begin
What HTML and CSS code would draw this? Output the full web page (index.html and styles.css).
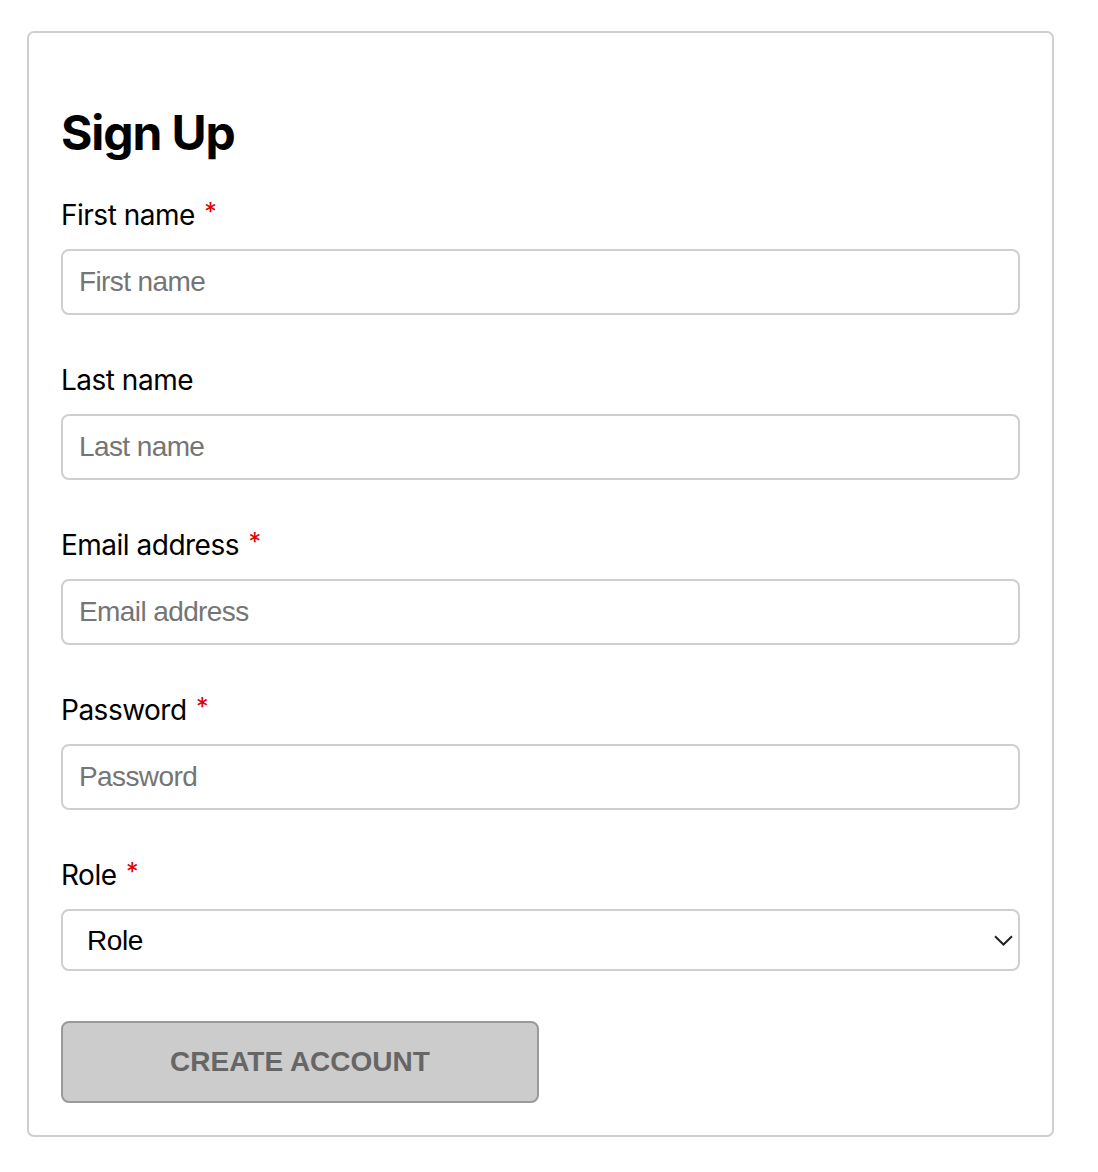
FILE: index.html
```html
<!DOCTYPE html>
<html lang="en">
<head>
<meta charset="utf-8">
<title>Sign Up</title>
<link rel="stylesheet" href="styles.css">
</head>
<body>
<form class="card">
  <h2 class="title">Sign Up</h2>
  <div class="field">
    <label class="label" for="fn">First name <span class="req">*</span></label>
    <input class="input" id="fn" type="text" placeholder="First name">
  </div>
  <div class="field">
    <label class="label" for="ln">Last name</label>
    <input class="input" id="ln" type="text" placeholder="Last name">
  </div>
  <div class="field">
    <label class="label" for="em">Email address <span class="req">*</span></label>
    <input class="input" id="em" type="email" placeholder="Email address">
  </div>
  <div class="field">
    <label class="label" for="pw">Password <span class="req">*</span></label>
    <input class="input" id="pw" type="password" placeholder="Password">
  </div>
  <div class="field last">
    <label class="label" for="role">Role <span class="req">*</span></label>
    <div class="select-wrap">
      <select class="select" id="role">
        <option>Role</option>
      </select>
      <svg class="chevron" width="19" height="11" viewBox="0 0 19 11"><path d="M1 1.2 L9.5 9.5 L18 1.2" fill="none" stroke="#222" stroke-width="2"/></svg>
    </div>
  </div>
  <button class="btn" type="button" disabled>CREATE ACCOUNT</button>
</form>
</body>
</html>
```
FILE: styles.css
```css
html, body {
  margin: 0;
  padding: 0;
  background: #fff;
}
body {
  padding: 31px 0 0 27px;
}
.card {
  box-sizing: border-box;
  width: 1027px;
  border: 2px solid #cfcfcf;
  border-radius: 7px;
  padding: 71px 32px 32px 32px;
  display: flex;
  flex-direction: column;
}
.title {
  margin: 0 0 36px 0;
  font-family: Inter, "Liberation Sans", sans-serif;
  font-size: 48px;
  line-height: 58px;
  font-weight: 700;
  color: #000;
  letter-spacing: -1.1px;
}
.field {
  display: flex;
  flex-direction: column;
  gap: 17px;
  margin-bottom: 48px;
}
.field.last {
  margin-bottom: 50px;
}
.label {
  display: block;
  height: 34px;
  font-family: Inter, "Liberation Sans", sans-serif;
  font-size: 28px;
  line-height: 34px;
  color: #000;
  letter-spacing: -0.5px;
}
.req {
  color: #e00000;
  font-size: 25px;
  margin-left: 2px;
  line-height: 0;
  position: relative;
  top: -4px;
}
.input {
  box-sizing: border-box;
  height: 66px;
  width: 100%;
  margin: 0;
  border: 2px solid #cfcfcf;
  border-radius: 8px;
  padding: 0 16px;
  font-family: "Liberation Sans", Arial, sans-serif;
  font-size: 28px;
  letter-spacing: -0.6px;
  color: #000;
  background: #fff;
  outline: none;
}
.input::placeholder {
  color: #757575;
}
.select-wrap {
  position: relative;
  height: 62px;
}
.select {
  box-sizing: border-box;
  width: 100%;
  height: 62px;
  margin: 0;
  border: 2px solid #cfcfcf;
  border-radius: 8px;
  padding: 0 24px;
  font-family: "Liberation Sans", Arial, sans-serif;
  font-size: 28px;
  letter-spacing: -0.4px;
  color: #000;
  background: #fff;
  -webkit-appearance: none;
  appearance: none;
  outline: none;
}
.chevron {
  position: absolute;
  right: 7px;
  top: 26px;
  pointer-events: none;
}
.btn {
  box-sizing: border-box;
  width: 478px;
  height: 82px;
  margin: 0;
  border: 2px solid #9a9a9a;
  border-radius: 8px;
  background: #cccccc;
  color: #666;
  font-family: "Liberation Sans", Arial, sans-serif;
  font-weight: 700;
  font-size: 28px;
  padding: 0;
}
```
end
## [TO BE DONE]
Write out the whole listing exactly, and drop the pictures.

## [RESULT OF THE TASK]
What HTML and CSS code would draw this? Output the full web page (index.html and styles.css).
FILE: index.html
```html
<!DOCTYPE html>
<html lang="en">
<head>
<meta charset="utf-8">
<title>Sign Up</title>
<link rel="stylesheet" href="styles.css">
</head>
<body>
<form class="card">
  <h2 class="title">Sign Up</h2>
  <div class="field">
    <label class="label" for="fn">First name <span class="req">*</span></label>
    <input class="input" id="fn" type="text" placeholder="First name">
  </div>
  <div class="field">
    <label class="label" for="ln">Last name</label>
    <input class="input" id="ln" type="text" placeholder="Last name">
  </div>
  <div class="field">
    <label class="label" for="em">Email address <span class="req">*</span></label>
    <input class="input" id="em" type="email" placeholder="Email address">
  </div>
  <div class="field">
    <label class="label" for="pw">Password <span class="req">*</span></label>
    <input class="input" id="pw" type="password" placeholder="Password">
  </div>
  <div class="field last">
    <label class="label" for="role">Role <span class="req">*</span></label>
    <div class="select-wrap">
      <select class="select" id="role">
        <option>Role</option>
      </select>
      <svg class="chevron" width="19" height="11" viewBox="0 0 19 11"><path d="M1 1.2 L9.5 9.5 L18 1.2" fill="none" stroke="#222" stroke-width="2"/></svg>
    </div>
  </div>
  <button class="btn" type="button" disabled>CREATE ACCOUNT</button>
</form>
</body>
</html>
```
FILE: styles.css
```css
html, body {
  margin: 0;
  padding: 0;
  background: #fff;
}
body {
  padding: 31px 0 0 27px;
}
.card {
  box-sizing: border-box;
  width: 1027px;
  border: 2px solid #cfcfcf;
  border-radius: 7px;
  padding: 71px 32px 32px 32px;
  display: flex;
  flex-direction: column;
}
.title {
  margin: 0 0 36px 0;
  font-family: Inter, "Liberation Sans", sans-serif;
  font-size: 48px;
  line-height: 58px;
  font-weight: 700;
  color: #000;
  letter-spacing: -1.1px;
}
.field {
  display: flex;
  flex-direction: column;
  gap: 17px;
  margin-bottom: 48px;
}
.field.last {
  margin-bottom: 50px;
}
.label {
  display: block;
  height: 34px;
  font-family: Inter, "Liberation Sans", sans-serif;
  font-size: 28px;
  line-height: 34px;
  color: #000;
  letter-spacing: -0.5px;
}
.req {
  color: #e00000;
  font-size: 25px;
  margin-left: 2px;
  line-height: 0;
  position: relative;
  top: -4px;
}
.input {
  box-sizing: border-box;
  height: 66px;
  width: 100%;
  margin: 0;
  border: 2px solid #cfcfcf;
  border-radius: 8px;
  padding: 0 16px;
  font-family: "Liberation Sans", Arial, sans-serif;
  font-size: 28px;
  letter-spacing: -0.6px;
  color: #000;
  background: #fff;
  outline: none;
}
.input::placeholder {
  color: #757575;
}
.select-wrap {
  position: relative;
  height: 62px;
}
.select {
  box-sizing: border-box;
  width: 100%;
  height: 62px;
  margin: 0;
  border: 2px solid #cfcfcf;
  border-radius: 8px;
  padding: 0 24px;
  font-family: "Liberation Sans", Arial, sans-serif;
  font-size: 28px;
  letter-spacing: -0.4px;
  color: #000;
  background: #fff;
  -webkit-appearance: none;
  appearance: none;
  outline: none;
}
.chevron {
  position: absolute;
  right: 7px;
  top: 26px;
  pointer-events: none;
}
.btn {
  box-sizing: border-box;
  width: 478px;
  height: 82px;
  margin: 0;
  border: 2px solid #9a9a9a;
  border-radius: 8px;
  background: #cccccc;
  color: #666;
  font-family: "Liberation Sans", Arial, sans-serif;
  font-weight: 700;
  font-size: 28px;
  padding: 0;
}
```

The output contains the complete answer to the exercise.